======== Data excerpt
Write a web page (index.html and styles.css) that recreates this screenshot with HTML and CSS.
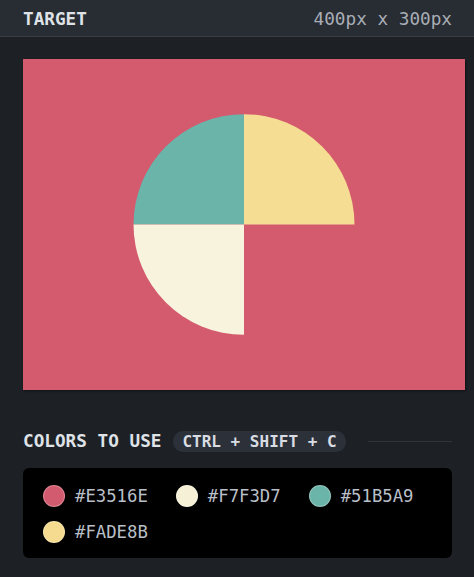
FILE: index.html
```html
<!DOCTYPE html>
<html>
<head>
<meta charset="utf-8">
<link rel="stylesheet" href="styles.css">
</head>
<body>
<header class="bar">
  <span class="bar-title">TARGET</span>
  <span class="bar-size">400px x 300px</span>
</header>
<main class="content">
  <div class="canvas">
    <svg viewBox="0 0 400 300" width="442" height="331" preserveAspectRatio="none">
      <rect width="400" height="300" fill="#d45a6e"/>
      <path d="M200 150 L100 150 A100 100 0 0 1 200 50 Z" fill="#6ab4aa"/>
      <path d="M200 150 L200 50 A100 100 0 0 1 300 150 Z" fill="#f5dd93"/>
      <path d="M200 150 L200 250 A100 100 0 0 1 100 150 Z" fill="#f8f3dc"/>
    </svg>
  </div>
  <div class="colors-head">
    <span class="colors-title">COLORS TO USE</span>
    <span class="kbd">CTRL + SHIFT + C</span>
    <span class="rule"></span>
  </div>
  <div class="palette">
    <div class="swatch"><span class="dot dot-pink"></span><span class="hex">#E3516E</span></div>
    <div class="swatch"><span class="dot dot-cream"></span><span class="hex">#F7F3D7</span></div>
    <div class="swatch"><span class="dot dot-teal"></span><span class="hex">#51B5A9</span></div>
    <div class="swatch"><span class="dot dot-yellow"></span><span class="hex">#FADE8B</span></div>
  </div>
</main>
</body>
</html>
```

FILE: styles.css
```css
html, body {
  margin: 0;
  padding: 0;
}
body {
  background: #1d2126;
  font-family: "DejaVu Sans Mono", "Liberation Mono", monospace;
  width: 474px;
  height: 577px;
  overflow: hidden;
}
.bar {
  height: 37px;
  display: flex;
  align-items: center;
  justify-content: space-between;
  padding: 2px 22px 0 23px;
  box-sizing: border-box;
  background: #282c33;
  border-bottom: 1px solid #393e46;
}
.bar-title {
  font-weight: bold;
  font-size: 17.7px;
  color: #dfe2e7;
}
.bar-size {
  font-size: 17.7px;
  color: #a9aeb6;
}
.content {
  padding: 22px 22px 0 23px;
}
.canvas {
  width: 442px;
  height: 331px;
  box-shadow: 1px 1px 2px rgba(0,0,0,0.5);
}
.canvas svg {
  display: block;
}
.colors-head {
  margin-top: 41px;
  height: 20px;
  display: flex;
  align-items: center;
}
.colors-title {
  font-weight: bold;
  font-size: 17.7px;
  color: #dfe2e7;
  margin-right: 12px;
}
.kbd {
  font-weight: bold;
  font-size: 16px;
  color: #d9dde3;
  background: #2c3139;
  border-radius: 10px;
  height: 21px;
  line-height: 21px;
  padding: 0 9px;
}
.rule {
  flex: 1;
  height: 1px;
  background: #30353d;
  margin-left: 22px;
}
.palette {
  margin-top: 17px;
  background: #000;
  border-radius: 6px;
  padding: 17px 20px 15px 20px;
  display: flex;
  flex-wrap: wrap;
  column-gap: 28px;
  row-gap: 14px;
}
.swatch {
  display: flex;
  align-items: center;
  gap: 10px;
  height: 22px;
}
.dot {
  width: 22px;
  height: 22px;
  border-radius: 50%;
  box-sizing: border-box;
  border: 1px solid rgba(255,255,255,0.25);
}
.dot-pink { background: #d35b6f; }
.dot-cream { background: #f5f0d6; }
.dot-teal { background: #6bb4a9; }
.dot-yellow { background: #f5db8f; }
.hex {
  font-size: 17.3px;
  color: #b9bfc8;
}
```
================
(Stated goal): Take every line containing the word "styles" and copy it.

(Exercise response):
Write a web page (index.html and styles.css) that recreates this screenshot with HTML and CSS.
<link rel="stylesheet" href="styles.css">
FILE: styles.css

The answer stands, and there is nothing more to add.